TUHOG (Jeffrey Jeturian)


Film within a film-structured movies are always interesting watch. Not only do they provide a much-needed deconstruction of form and content of cinema itself, but also that much-needed emotional punch a cinephile would surely love. 

Like in BAD EDUCATION (Almodovar, 2004), we witness the characters tell the back story via montage, as if we are part of the cast of characters watching an actual movie. The form was successful in evoking pain and regret, and also of empathy.

In TUHOG, Jeffrey Jeturian and screenwriter Bing Lao tackles sensational media in the Philippines, especially in cinema. The film opens as a film producer hears a pitch for a possible movie- a story of a grandfather who rapes his own granddaughter. 

The director of the film soon after visits the victim of the crime, Floring (Ina Raymundo). Coercing both she and her mother, Perla (Irma Adlawan) to sell them the movie rights to their story, we witness as exploitation cinema unfolds. To think of it, capitalizing on taboo (and morally sensitive) subjects such as incest for commercial value is crossing the line to begin with. 

We then see Floring and Perla relay the story of the events that led to the heinous crime, intercut with what transpires on film: in the finished product, Klaudia Koronel plays Jasmin (the Floring character) while Jaclyn Jose is Violeta (representing Perla); Dante Rivero is Amang, the culprit. 

I expected a Carlo J. level of sensationalism in the fictional film "HAYOK SA LAMAN", the output which Floring, Perla, and the school teachers from their community watches in the theater. I was surprised. The treatment for the film-within-a-film is a cross between Seiko Films circa 1990s and THE SHINING (but this would be unfair to THE SHINING). I was laughing mad by the film's second half.

All players are thrilling to watch in TUHOG- Ina Raymundo is the quintessential victim; Irma Adlawan channels quiet rage; Dante Rivero is hateable (the desired effect) and his real-life counterpart, Nante Montreal is cruel and authoritative. 

And yet, the one I noticed and loved the most was Jaclyn Jose. Playing a representation of the real-life mother forced to watch as her daughter suffers the same fate as hers in the hands of the cruel patriarch, Jose renders a convincing and forceful turn while also maintaining to be funny on occasion. That tree scene in the backyard where Jaclyn Jose conceals a corpse gets top award for the film's best moment in my book. 

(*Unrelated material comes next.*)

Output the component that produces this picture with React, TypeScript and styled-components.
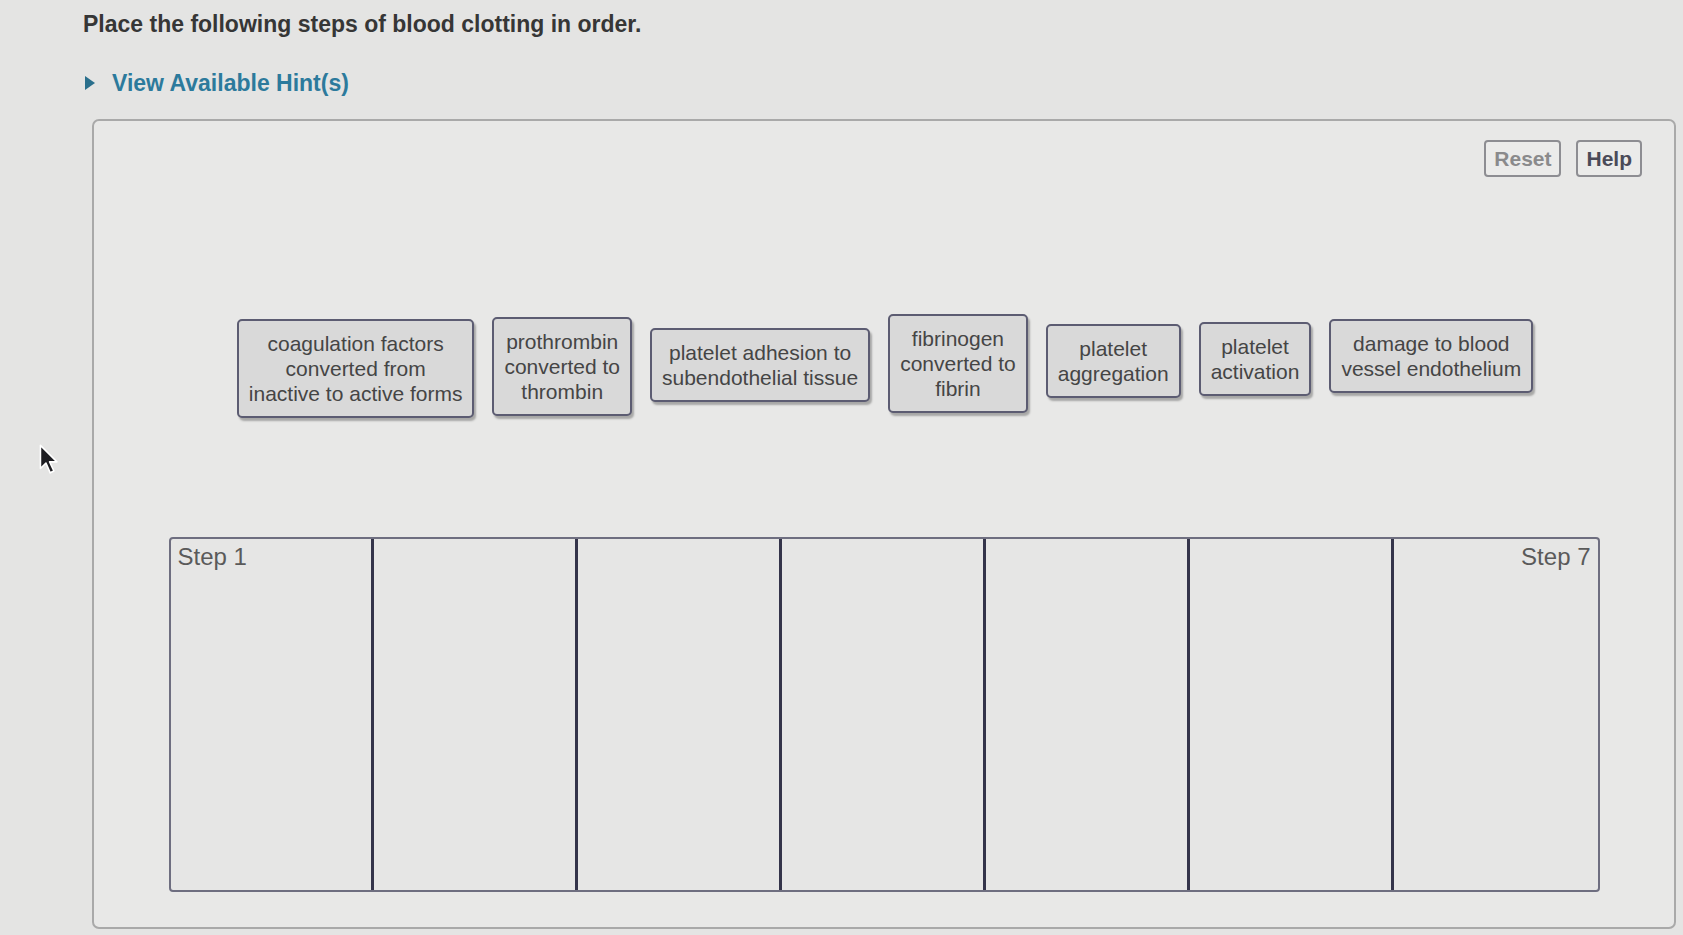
import React from "react";
import styled, { createGlobalStyle } from "styled-components";

const Global = createGlobalStyle`
  html, body { margin: 0; padding: 0; background: #e4e4e3; }
  body { font-family: "Liberation Sans", Arial, sans-serif; overflow: hidden; }
`;

const Page = styled.div`
  position: relative;
  width: 1683px;
  height: 935px;
  box-sizing: border-box;
  padding: 10px 0 0 83px;
  background: #e4e4e3;
`;

const Title = styled.h1`
  margin: 0;
  font-size: 23px;
  line-height: 28px;
  font-weight: 700;
  color: #363636;
`;

const HintRow = styled.div`
  display: flex;
  align-items: center;
  gap: 17px;
  margin-top: 31px;
  height: 28px;
  padding-left: 2px;
`;

const Triangle = styled.span`
  width: 0;
  height: 0;
  border-top: 7px solid transparent;
  border-bottom: 7px solid transparent;
  border-left: 10px solid #2a6f8c;
`;

const HintText = styled.span`
  font-size: 23px;
  font-weight: 700;
  color: #2c7a9c;
`;

const Panel = styled.div`
  margin: 22px 0 0 9px;
  width: 1584px;
  height: 810px;
  box-sizing: border-box;
  border: 2px solid #a9a9a9;
  border-radius: 7px;
  background: #e8e8e7;
  display: flex;
  flex-direction: column;
  padding: 19px 32px 0 0;
`;

const Toolbar = styled.div`
  display: flex;
  justify-content: flex-end;
  align-items: center;
  gap: 15px;
`;

const ToolButton = styled.button<{ $disabled?: boolean }>`
  font-family: "Liberation Sans", Arial, sans-serif;
  font-size: 21px;
  font-weight: 700;
  height: 37px;
  padding: 0 8px;
  background: #ebebea;
  border: 2px solid #8d8d92;
  border-radius: 4px;
  color: ${(p) => (p.$disabled ? "#8a8a8c" : "#4a4a58")};
`;

const CardRow = styled.div`
  display: flex;
  justify-content: center;
  align-items: center;
  gap: 18px;
  height: 100px;
  margin-top: 136px;
  padding-left: 34px;
`;

const Card = styled.div<{ $shift: number }>`
  box-sizing: border-box;
  padding: 10px 10px;
  border: 2px solid #5c5c72;
  border-radius: 5px;
  background: #d9d9d9;
  box-shadow: 2px 3px 2px rgba(0, 0, 0, 0.28);
  font-size: 21px;
  line-height: 25px;
  color: #454545;
  text-align: center;
  white-space: nowrap;
  transform: translateY(${(p) => p.$shift}px);
`;

const Table = styled.div`
  align-self: center;
  margin: 124px 0 0 32px;
  width: 1431px;
  height: 355px;
  box-sizing: border-box;
  display: grid;
  grid-template-columns: repeat(7, 1fr);
  border: 2px solid #6e6e80;
  border-radius: 4px;
  background: #e6e6e5;
`;

const Column = styled.div<{ $last?: boolean; $right?: boolean }>`
  border-right: ${(p) => (p.$last ? "none" : "3px solid #34344a")};
  padding: 3px 7px;
  display: flex;
  justify-content: ${(p) => (p.$right ? "flex-end" : "flex-start")};
  align-items: flex-start;
`;

const StepLabel = styled.span`
  font-size: 24px;
  line-height: 29px;
  color: #5a5a5a;
`;

const Cursor = styled.svg`
  position: absolute;
  left: 38px;
  top: 444px;
`;

const cards: { lines: string[]; shift: number }[] = [
  { lines: ["coagulation factors", "converted from", "inactive to active forms"], shift: 5 },
  { lines: ["prothrombin", "converted to", "thrombin"], shift: 3 },
  { lines: ["platelet adhesion to", "subendothelial tissue"], shift: 2 },
  { lines: ["fibrinogen", "converted to", "fibrin"], shift: 0 },
  { lines: ["platelet", "aggregation"], shift: -2 },
  { lines: ["platelet", "activation"], shift: -4 },
  { lines: ["damage to blood", "vessel endothelium"], shift: -7 },
];

export default function App() {
  return (
    <Page>
      <Global />
      <Title>Place the following steps of blood clotting in order.</Title>
      <HintRow>
        <Triangle />
        <HintText>View Available Hint(s)</HintText>
      </HintRow>
      <Panel>
        <Toolbar>
          <ToolButton $disabled>Reset</ToolButton>
          <ToolButton>Help</ToolButton>
        </Toolbar>
        <CardRow>
          {cards.map((c, i) => (
            <Card key={i} $shift={c.shift}>
              {c.lines.map((l, j) => (
                <React.Fragment key={j}>
                  {j > 0 && <br />}
                  {l}
                </React.Fragment>
              ))}
            </Card>
          ))}
        </CardRow>
        <Table>
          {Array.from({ length: 7 }).map((_, i) => (
            <Column key={i} $last={i === 6} $right={i === 6}>
              {i === 0 && <StepLabel>Step 1</StepLabel>}
              {i === 6 && <StepLabel>Step 7</StepLabel>}
            </Column>
          ))}
        </Table>
      </Panel>
      <Cursor width="22" height="32" viewBox="0 0 18 26">
        <path d="M2 1 L2 20 L6.5 15.5 L10 23.5 L13 22 L9.5 14.5 L15.5 14.5 Z" fill="#1e1e22" stroke="#ffffff" strokeWidth="1.3" strokeLinejoin="round" />
      </Cursor>
    </Page>
  );
}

In a larger context, TUHOG clearly defines what is provocative and what is obscene, and in order for this satire to work everything exaggerated about the subject has been brought up, from the excessive and gratuitous sex up to the tweaking of facts for dramatization purposes. Acting as a statement to the audience, TUHOG tells us to know which from which, eventually posing a challenge that once we have already defined the glitch in our film industry, what are we going to do about it?